| YOUR OBJECTIVE |
Gather each line of the entries below that includes "screenshot".

— Start —

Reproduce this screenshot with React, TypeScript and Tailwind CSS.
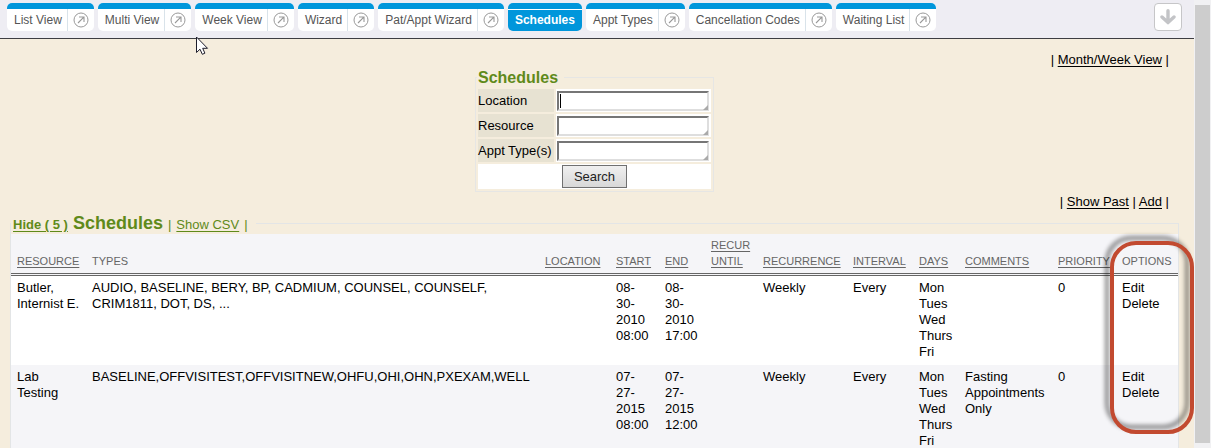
import React from 'react';

const tabs = [
  { label: 'List View' },
  { label: 'Multi View' },
  { label: 'Week View' },
  { label: 'Wizard' },
  { label: 'Pat/Appt Wizard' },
  { label: 'Schedules', active: true },
  { label: 'Appt Types' },
  { label: 'Cancellation Codes' },
  { label: 'Waiting List' },
];

const columns = [
  { label: 'RESOURCE', width: 'w-[75px]', sortable: true },
  { label: 'TYPES', width: '', sortable: false },
  { label: 'LOCATION', width: 'w-[71px]', sortable: true },
  { label: 'START', width: 'w-[49px]', sortable: true },
  { label: 'END', width: 'w-[46px]', sortable: true },
  { label: 'RECUR UNTIL', width: 'w-[52px]', sortable: true },
  { label: 'RECURRENCE', width: 'w-[90px]', sortable: true },
  { label: 'INTERVAL', width: 'w-[66px]', sortable: true },
  { label: 'DAYS', width: 'w-[46px]', sortable: true },
  { label: 'COMMENTS', width: 'w-[93px]', sortable: true },
  { label: 'PRIORITY', width: 'w-[64px]', sortable: true },
  { label: 'OPTIONS', width: 'w-[62px]', sortable: false },
];

const days = ['Mon', 'Tues', 'Wed', 'Thurs', 'Fri'];

const schedules = [
  {
    resource: ['Butler,', 'Internist E.'],
    types: ['AUDIO, BASELINE, BERY, BP, CADMIUM, COUNSEL, COUNSELF,', 'CRIM1811, DOT, DS, ...'],
    start: ['08-', '30-', '2010', '08:00'],
    end: ['08-', '30-', '2010', '17:00'],
    comments: [] as string[],
  },
  {
    resource: ['Lab', 'Testing'],
    types: ['BASELINE,OFFVISITEST,OFFVISITNEW,OHFU,OHI,OHN,PXEXAM,WELL'],
    start: ['07-', '27-', '2015', '08:00'],
    end: ['07-', '27-', '2015', '12:00'],
    comments: ['Fasting', 'Appointments', 'Only'],
  },
];

function OpenIcon() {
  return (
    <svg width="16" height="16" viewBox="0 0 16 16" fill="none" stroke="#999" aria-hidden="true">
      <circle cx="8" cy="8" r="7" strokeWidth="1" />
      <path d="M5 11 10.8 5.2M6 5h5v5" strokeWidth="1.1" />
    </svg>
  );
}

function Tab({ label, active }: { label: string; active?: boolean }) {
  if (active) {
    return (
      <a href="#schedules" className="flex h-7 flex-col overflow-hidden rounded-[5px] bg-[#0096db] text-white">
        <span className="h-[7px] border-b border-white" />
        <span className="flex-1 px-[7px] text-xs leading-5 font-bold">{label}</span>
      </a>
    );
  }
  return (
    <div className="flex h-7 flex-col overflow-hidden rounded-[5px] bg-white text-[#555]">
      <span className="h-[6px] shrink-0 bg-[#0096db]" />
      <div className="flex flex-1">
        <a href="#view" className="pr-[5px] pl-[7px] text-xs leading-[22px]">{label}</a>
        <a href="#open" aria-label={`Open ${label}`} className="flex w-[27px] items-center justify-center border-l border-[#d9e3ea]">
          <OpenIcon />
        </a>
      </div>
    </div>
  );
}

function Field({ id, label, caret }: { id: string; label: string; caret?: boolean }) {
  return (
    <tr className="h-[23px]">
      <td className="w-[76px] bg-[#e7e2d2] p-0 whitespace-nowrap">
        <label htmlFor={id}>{label}</label>
      </td>
      <td className="w-[155px] bg-white p-0">
        <div className="relative ml-px h-5 w-[152px]">
          <textarea
            id={id}
            rows={1}
            className="block h-5 w-full resize-none overflow-hidden border-2 border-t-[#767676] border-r-[#dedede] border-b-[#dedede] border-l-[#767676] bg-white px-1 leading-4 outline-none"
          />
          {caret && <span className="absolute top-[3px] left-[3px] h-[14px] w-px bg-black" />}
          <svg className="absolute right-px bottom-px" width="5" height="5" viewBox="0 0 5 5" aria-hidden="true">
            <path d="M5 0V5H0Z" fill="#aaa" />
          </svg>
        </div>
      </td>
    </tr>
  );
}

function Lines({ items }: { items: string[] }) {
  return (
    <td className="px-[6px] pt-1 pb-[5px]">
      {items.map((item) => (
        <div key={item} className="whitespace-nowrap">{item}</div>
      ))}
    </td>
  );
}

export default function App() {
  return (
    <div className="flex h-screen overflow-hidden bg-[#f1f1f3] font-['Liberation_Sans',Arial,sans-serif] text-[13px] leading-4 text-black">
      <div className="relative flex min-w-0 flex-1 flex-col bg-[#f5eddd]">
        <header className="flex h-[39px] shrink-0 items-start justify-between border-b border-[#3d3d42] bg-[#eeedf3] pt-[3px] pr-3 pl-[7px]">
          <nav className="flex gap-1 whitespace-nowrap">
            {tabs.map((tab) => (
              <Tab key={tab.label} {...tab} />
            ))}
          </nav>
          <button type="button" aria-label="Expand" className="flex size-7 items-center justify-center rounded-[4px] border border-[#c6c6c8] bg-white">
            <svg width="16" height="16" viewBox="0 0 16 16" fill="none" stroke="#c3c4c7" strokeWidth="3.4" strokeLinecap="round" strokeLinejoin="round" aria-hidden="true">
              <path d="M8 1.7V13M2 8 8 13.6 14 8" />
            </svg>
          </button>
        </header>

        <main className="flex flex-col pt-[13px] pl-[10px] pr-[15px]">
          <div className="pr-[10px] text-right">
            | <a href="#month" className="underline underline-offset-2">Month/Week View</a> |
          </div>

          <fieldset className="mx-auto border border-[#e6e6e4]">
            <legend className="ml-px h-[19px] pr-[6px] pl-px text-base leading-[19px] font-bold text-[#5f8a1a]">Schedules</legend>
            <table className="border-separate border-spacing-[2px]">
              <tbody>
                <Field id="location" label="Location" caret />
                <Field id="resource" label="Resource" />
                <Field id="appt-types" label="Appt Type(s)" />
                <tr>
                  <td colSpan={2} className="bg-white px-0 py-px text-center">
                    <button type="button" className="mx-auto block h-[23px] w-[65px] border border-[#707070] bg-linear-to-b from-[#f0f0f0] to-[#d8d8d8] text-[#222]">
                      Search
                    </button>
                  </td>
                </tr>
              </tbody>
            </table>
          </fieldset>

          <div className="pt-[2px] pr-[10px] pb-[3px] text-right">
            | <a href="#past" className="underline underline-offset-2">Show Past</a> |{' '}
            <a href="#add" className="underline underline-offset-2">Add</a> |
          </div>

          <fieldset className="min-w-0 border border-[#e3e5e6]">
            <legend className="flex h-[21px] items-baseline gap-[5px] pr-2 pl-[2px] leading-5 text-[#5f8a1a]">
              <a href="#hide" className="font-bold underline underline-offset-2">Hide ( 5 )</a>
              <span className="text-lg leading-5 font-bold">Schedules</span>
              <span>|</span>
              <a href="#csv" className="underline underline-offset-2">Show CSV</a>
              <span>|</span>
            </legend>
            <table className="w-full table-fixed border-collapse">
              <thead>
                <tr className="border-b-3 border-double border-[#666] bg-[#f5f5f8] text-left align-bottom text-[11px] text-[#666]">
                  {columns.map((column) => (
                    <th key={column.label} className={`${column.width} px-[6px] pt-[3px] pb-1 font-normal`}>
                      {column.sortable ? (
                        <a href="#sort" className="underline underline-offset-2">{column.label}</a>
                      ) : (
                        column.label
                      )}
                    </th>
                  ))}
                </tr>
              </thead>
              <tbody>
                {schedules.map((row) => (
                  <tr key={row.types[0]} className="bg-white align-top even:bg-[#f5f5f8]">
                    <Lines items={row.resource} />
                    <Lines items={row.types} />
                    <Lines items={[]} />
                    <Lines items={row.start} />
                    <Lines items={row.end} />
                    <Lines items={[]} />
                    <Lines items={['Weekly']} />
                    <Lines items={['Every']} />
                    <Lines items={days} />
                    <Lines items={row.comments} />
                    <Lines items={['0']} />
                    <td className="px-[6px] pt-1">
                      <a href="#edit" className="block">Edit</a>
                      <a href="#delete" className="block">Delete</a>
                    </td>
                  </tr>
                ))}
              </tbody>
            </table>
          </fieldset>
        </main>

        <div className="pointer-events-none absolute top-[241px] right-0 h-[193px] w-[84px] rounded-[26px] border-4 border-[#c24a30] drop-shadow-[-5px_-5px_2px_rgba(0,0,0,0.45)]" />

        <svg className="pointer-events-none absolute top-9 left-[196px]" width="13" height="20" viewBox="0 0 13 20" aria-hidden="true">
          <path d="M.5 1V16.5L4 13.2 6.3 18.3 8.9 17.2 6.7 12.3H11.5Z" fill="#fff" stroke="#1d1d2b" />
        </svg>
      </div>

      <aside className="w-[17px] shrink-0 px-px pt-[5px] pb-[5px]" aria-hidden="true">
        <div className="h-full w-[15px] bg-[#cdcdcd]" />
      </aside>
    </div>
  );
}
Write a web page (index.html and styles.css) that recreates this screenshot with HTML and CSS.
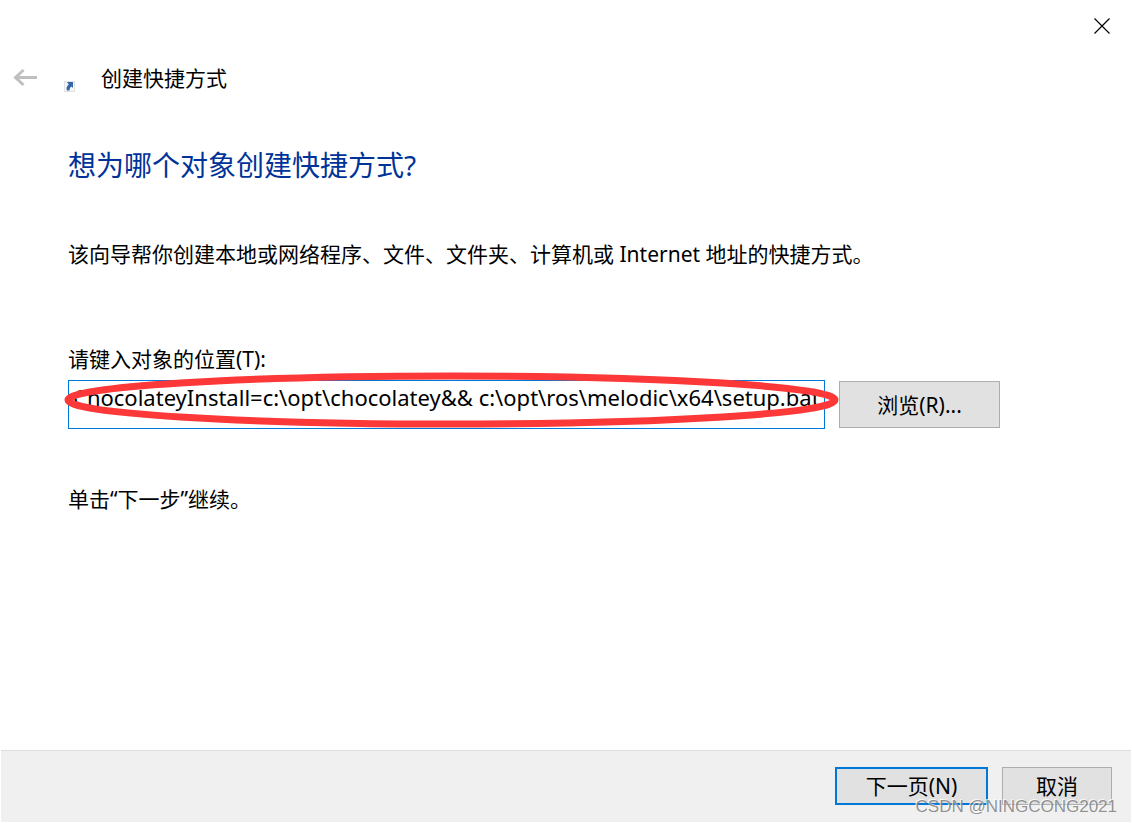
FILE: index.html
```html
<!DOCTYPE html>
<html lang="zh-CN">
<head>
<meta charset="UTF-8">
<meta name="viewport" content="width=device-width, initial-scale=1.0">
<title>创建快捷方式</title>
<link rel="stylesheet" href="styles.css">
</head>
<body>
<form class="wizard">
    <div class="titlebar">
        <button type="button" class="close" aria-label="关闭">
            <svg width="16" height="16" viewBox="0 0 16 16"><path d="M0.5 0.5L15.5 15.5M15.5 0.5L0.5 15.5" stroke="#000" stroke-width="1.2" fill="none"/></svg>
        </button>
    </div>

    <header class="header">
        <button type="button" class="back" aria-label="返回">
            <svg width="24" height="20" viewBox="0 0 24 20"><path d="M10.500 2L2.500 9.500L10.500 17M2.500 9.500H24" stroke="#bfbfbf" stroke-width="3" fill="none"/></svg>
        </button>
        <svg class="shortcut" width="11" height="11" viewBox="0 0 11 11">
            <rect x="0.5" y="0.5" width="10" height="10" fill="#f5f5f5" stroke="#e2e2e2"/>
            <path d="M3 1H9V7L7.500 5.500C6 6.500 5.500 7.500 5.500 9.500H3C2 7.500 2.500 5.500 4.700 3.500Z" fill="#3766a8"/>
        </svg>
        <span class="title">创建快捷方式</span>
    </header>

    <main class="content">
        <h1>想为哪个对象创建快捷方式?</h1>
        <p class="intro">该向导帮你创建本地或网络程序、文件、文件夹、计算机或 Internet 地址的快捷方式。</p>
        <label for="location">请键入对象的位置(T):</label>
        <div class="row">
            <div class="field">
                <input type="text" id="location" name="location" value="ChocolateyInstall=c:\opt\chocolatey&amp;&amp; c:\opt\ros\melodic\x64\setup.bat">
                <svg class="mark" viewBox="0 0 774 56" preserveAspectRatio="none"><ellipse cx="387" cy="28" rx="383" ry="24" fill="none" stroke="#fc3838" stroke-width="7"/></svg>
            </div>
            <button type="button" class="browse">浏览(R)...</button>
        </div>
        <p class="hint">单击“下一步”继续。</p>
    </main>

    <footer class="footer">
        <button type="submit" class="next">下一页(N)</button>
        <button type="button" class="cancel">取消</button>
        <span class="watermark">CSDN @NINGCONG2021</span>
    </footer>
</form>
</body>
</html>
```
FILE: styles.css
```css
* {
    box-sizing: border-box;
}

body {
    margin: 0;
    background-color: white;
    color: black;
    font-family: "Noto Sans", "Noto Sans CJK SC", sans-serif;
    font-size: 21px;
    line-height: 28px;
}

button, input {
    font: inherit;
    color: inherit;
}

h1, p {
    margin: 0;
}

.wizard {
    display: flex;
    flex-direction: column;
    min-height: 100vh;
    padding: 0 1px 1px;
}

.titlebar {
    display: flex;
    justify-content: flex-end;
    padding: 18px 21px 0 0;
}

.close, .back {
    display: flex;
    padding: 0;
    border: none;
    background: none;
}

.header {
    display: flex;
    align-items: center;
    padding: 30px 12px 0;
}

.shortcut {
    margin: 16px 26px 0 27px;
}

.content {
    flex: 1;
    display: flex;
    flex-direction: column;
    padding: 52px 131px 52px 67px;
}

h1 {
    color: #003399;
    font-size: 28px;
    font-weight: normal;
    line-height: 42px;
}

.intro {
    margin: 54px 0 77px;
}

.row {
    display: flex;
    align-items: center;
    gap: 14px;
    margin-top: 7px;
}

.field {
    position: relative;
    flex: 1;
}

.field input {
    display: block;
    width: 100%;
    height: 49px;
    padding: 0 4px 15px;
    border: 1px solid #0078d7;
    border-radius: 0;
    outline: none;
    background-color: white;
    font-size: 22px;
}

/* hand-drawn ring around the typed path */
.mark {
    position: absolute;
    left: -4px;
    top: -8px;
    width: calc(100% + 18px);
    height: 56px;
    z-index: 1;
    pointer-events: none;
}

.browse, .next, .cancel {
    padding: 0;
    border: 1px solid #adadad;
    background-color: #e1e1e1;
}

.browse {
    width: 161px;
    height: 47px;
}

.hint {
    margin-top: 56px;
}

.footer {
    position: relative;
    display: flex;
    justify-content: flex-end;
    gap: 14px;
    padding: 16px 19px 17px;
    border-top: 1px solid #dfdfdf;
    background-color: #f0f0f0;
}

.next, .cancel {
    height: 38px;
}

.next {
    width: 153px;
    border: 2px solid #0078d7;
}

.cancel {
    width: 110px;
}

.watermark {
    position: absolute;
    right: 14px;
    bottom: 4px;
    color: rgba(120, 120, 120, 0.8);
    font-family: "Liberation Sans", sans-serif;
    font-size: 17px;
    line-height: 22px;
    text-shadow: -1px -1px 0 rgba(255, 255, 255, 0.8);
}
```
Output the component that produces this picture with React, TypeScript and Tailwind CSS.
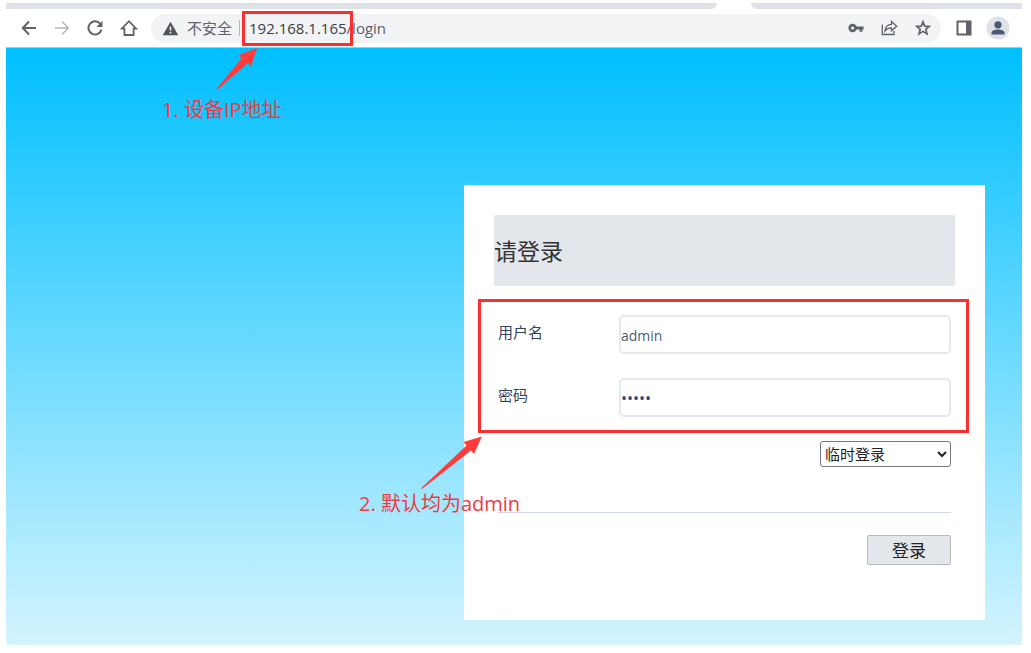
import { useState } from 'react';

const BrowserBar: React.FC = () => {
    return (
        <header className="border-b border-[#a9c9d6] bg-white">
            <div className="flex h-[6px] bg-white">
                <div className="grow-[711] basis-0 rounded-br-md bg-[#dee1e6]" />
                <div className="w-[34px]" />
                <div className="grow-[271] basis-0 rounded-bl-md bg-[#dee1e6]" />
            </div>

            <div className="flex h-[38px] items-center pr-3 pl-[15px]">
                <nav className="flex items-center gap-[17px] text-[#5f6368]">
                    <button type="button" aria-label="Back">
                        <svg width="16" height="16" viewBox="0 0 16 16" fill="none" stroke="currentColor" strokeWidth="2">
                            <path d="M15 8H2M8 1.5L1.8 8L8 14.5" />
                        </svg>
                    </button>
                    <button type="button" aria-label="Forward" className="text-[#b4b6b8]">
                        <svg width="16" height="16" viewBox="0 0 16 16" fill="none" stroke="currentColor" strokeWidth="1.6">
                            <path d="M1 8H14M8 1.5L14.2 8L8 14.5" />
                        </svg>
                    </button>
                    <button type="button" aria-label="Reload">
                        <svg width="16" height="16" viewBox="0 0 16 16">
                            <path d="M13 3.5A6.6 6.6 0 1 0 14.5 9.5" fill="none" stroke="currentColor" strokeWidth="2" />
                            <path d="M15.500 .8V7H9.300z" fill="currentColor" />
                        </svg>
                    </button>
                    <button type="button" aria-label="Home">
                        <svg width="18" height="18" viewBox="0 0 18 18" fill="none" stroke="currentColor" strokeWidth="1.8">
                            <path d="M1.8 9.6L9 2.200L16.200 9.600H13.600V16H4.400V9.600z" />
                        </svg>
                    </button>
                </nav>

                <div className="ml-[13px] flex h-[29px] flex-1 items-center rounded-full bg-[#f1f3f4] pr-[10px] pl-[11px] text-[15px] text-[#5f6368]">
                    <svg width="17" height="15" viewBox="0 0 17 15" className="mr-2">
                        <path d="M8.5 .8L16.3 14.2H.7z" fill="#505458" />
                        <path d="M8.5 5.4V9.6M8.5 10.8V12.4" stroke="#f1f3f4" strokeWidth="1.6" />
                    </svg>
                    <span>不安全</span>
                    <span className="ml-[7px] h-4 w-px bg-[#b4b7ba]" />
                    <span className="relative ml-[9px] text-[#3c4043]">
                        192.168.1.165
                        <span className="absolute -top-[6px] -left-[7px] h-[35px] w-[111px] border-3 border-[#fb2f2f]" />
                        <svg className="absolute top-[30px] -left-[33px]" width="44" height="44" viewBox="0 0 44 44">
                            <path d="M41 1L35 19.500L32 16L1.500 42.500L.7 41.700L25.500 11.500L22.500 8z" fill="#ff3b3b" />
                        </svg>
                        <span className="absolute top-[79px] -left-[87px] text-xl whitespace-nowrap text-[#ee3b42]">1. 设备IP地址</span>
                    </span>
                    <span>/login</span>

                    <div className="ml-auto flex items-center gap-[17px]">
                        <button type="button" aria-label="Passwords">
                            <svg width="16" height="12" viewBox="0 0 16 12" fill="none" stroke="currentColor">
                                <circle cx="4.6" cy="6" r="2.9" strokeWidth="2.6" />
                                <path d="M7.5 6H15.6M13 6V9.8" strokeWidth="2.8" />
                            </svg>
                        </button>
                        <button type="button" aria-label="Share">
                            <svg width="17" height="16" viewBox="0 0 17 16" fill="none" stroke="currentColor" strokeWidth="1.3">
                                <path d="M1.3 4.5V14.5H13V11" />
                                <path d="M4 11C4.4 6.7 7 4.5 10.5 4.4V1.5L15.7 6.2L10.5 10.8V7.8C7.7 7.8 5.5 8.8 4 11z" />
                            </svg>
                        </button>
                        <button type="button" aria-label="Bookmark">
                            <svg width="16" height="16" viewBox="0 0 16 16" fill="none" stroke="currentColor" strokeWidth="1.7">
                                <path d="M8 1.8L9.7 6.1L14.3 6.4L10.8 9.3L12 13.9L8 11.4L4 13.9L5.2 9.3L1.7 6.4L6.3 6.1z" />
                            </svg>
                        </button>
                    </div>
                </div>

                <button type="button" aria-label="Side panel" className="ml-[15px] text-[#5f6368]">
                    <svg width="16" height="16" viewBox="0 0 16 16">
                        <path d="M1.5 1.5H14.5V14.5H1.5z" fill="none" stroke="currentColor" strokeWidth="2" />
                        <path d="M10 1H15V15H10z" fill="currentColor" />
                    </svg>
                </button>
                <button type="button" aria-label="Profile" className="ml-[14px]">
                    <svg width="24" height="24" viewBox="0 0 24 24">
                        <circle cx="12" cy="12" r="11.5" fill="#dee1e6" />
                        <circle cx="12" cy="8.8" r="3.6" fill="#4a5874" />
                        <path d="M5.5 18.5V17C5.5 14.5 9 13.6 12 13.6S18.5 14.5 18.5 17V18.5z" fill="#4a5874" />
                    </svg>
                </button>
            </div>
        </header>
    );
};

const LoginForm: React.FC = () => {
    const [username, setUsername] = useState('admin');
    const [password, setPassword] = useState('admin');
    const [mode, setMode] = useState('temporary');

    const handleSubmit = (e: React.FormEvent) => {
        e.preventDefault();
    };

    return (
        <form onSubmit={handleSubmit} className="ml-auto w-full max-w-[521px] bg-white px-[30px] pt-[30px] pb-[55px]">
            <h1 className="flex h-[71px] items-center rounded-xs bg-[#e3e6eb] pt-px text-[23px] text-[#333]">请登录</h1>

            <div className="relative px-1 pt-[29px] text-[15px] text-[#34435e]">
                <div className="mb-6 flex items-center">
                    <label htmlFor="username" className="w-[121px] pb-1">用户名</label>
                    <input
                        type="text"
                        id="username"
                        name="username"
                        value={username}
                        onChange={(e) => setUsername(e.target.value)}
                        className="h-[39px] min-w-0 flex-1 rounded-[5px] border-2 border-[#e3e8f1] pt-[2px] text-sm text-[#4b6078]"
                    />
                </div>

                <div className="flex items-center">
                    <label htmlFor="password" className="w-[121px] pb-1">密码</label>
                    <input
                        type="password"
                        id="password"
                        name="password"
                        value={password}
                        onChange={(e) => setPassword(e.target.value)}
                        className="h-[39px] min-w-0 flex-1 rounded-[5px] border-2 border-[#e3e8f1] text-base text-[#2d4a74]"
                    />
                </div>

                <div className="pointer-events-none absolute top-[13px] -right-[14px] -left-4 h-[134px] border-3 border-[#fb2f2f]">
                    <svg className="absolute top-[133px] -left-[61px]" width="64" height="56" viewBox="0 0 64 56">
                        <path d="M62 1.500L54 19L51 15.500L2 54L1.200 53.200L46.500 10.500L43.500 7z" fill="#ff3b3b" />
                    </svg>
                    <span className="absolute top-[188px] -left-[122px] text-xl whitespace-nowrap text-[#ee3b42]">2. 默认均为admin</span>
                </div>
            </div>

            <div className="mx-1 mt-6 flex h-[72px] items-start justify-end border-b border-[#cfd9e8]">
                <select
                    aria-label="登录方式"
                    value={mode}
                    onChange={(e) => setMode(e.target.value)}
                    className="h-[26px] w-[131px] rounded-[3px] border border-[#767676] bg-white text-[15px] text-[#222]"
                >
                    <option value="temporary">临时登录</option>
                </select>
            </div>

            <div className="mt-[22px] mr-1 flex justify-end">
                <button
                    type="submit"
                    className="h-[30px] w-[84px] rounded-xs border border-[#b5b8be] bg-[#e3e6eb] pt-[2px] text-[17px] leading-6 text-[#222]"
                >
                    登录
                </button>
            </div>
        </form>
    );
};

const App: React.FC = () => {
    return (
        <div className="bg-white pt-[3px] pr-[9px] pb-2 pl-[6px] font-['Open_Sans','Noto_Sans_CJK_SC',sans-serif]">
            <BrowserBar />
            <main className="bg-linear-to-b/srgb from-[#00bfff] to-[#d4f4ff] pt-[137px] pr-[37px] pb-[25px] pl-[37px]">
                <LoginForm />
            </main>
        </div>
    );
};

export default App;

— End —

| REPLY |
Reproduce this screenshot with React, TypeScript and Tailwind CSS.
Write a web page (index.html and styles.css) that recreates this screenshot with HTML and CSS.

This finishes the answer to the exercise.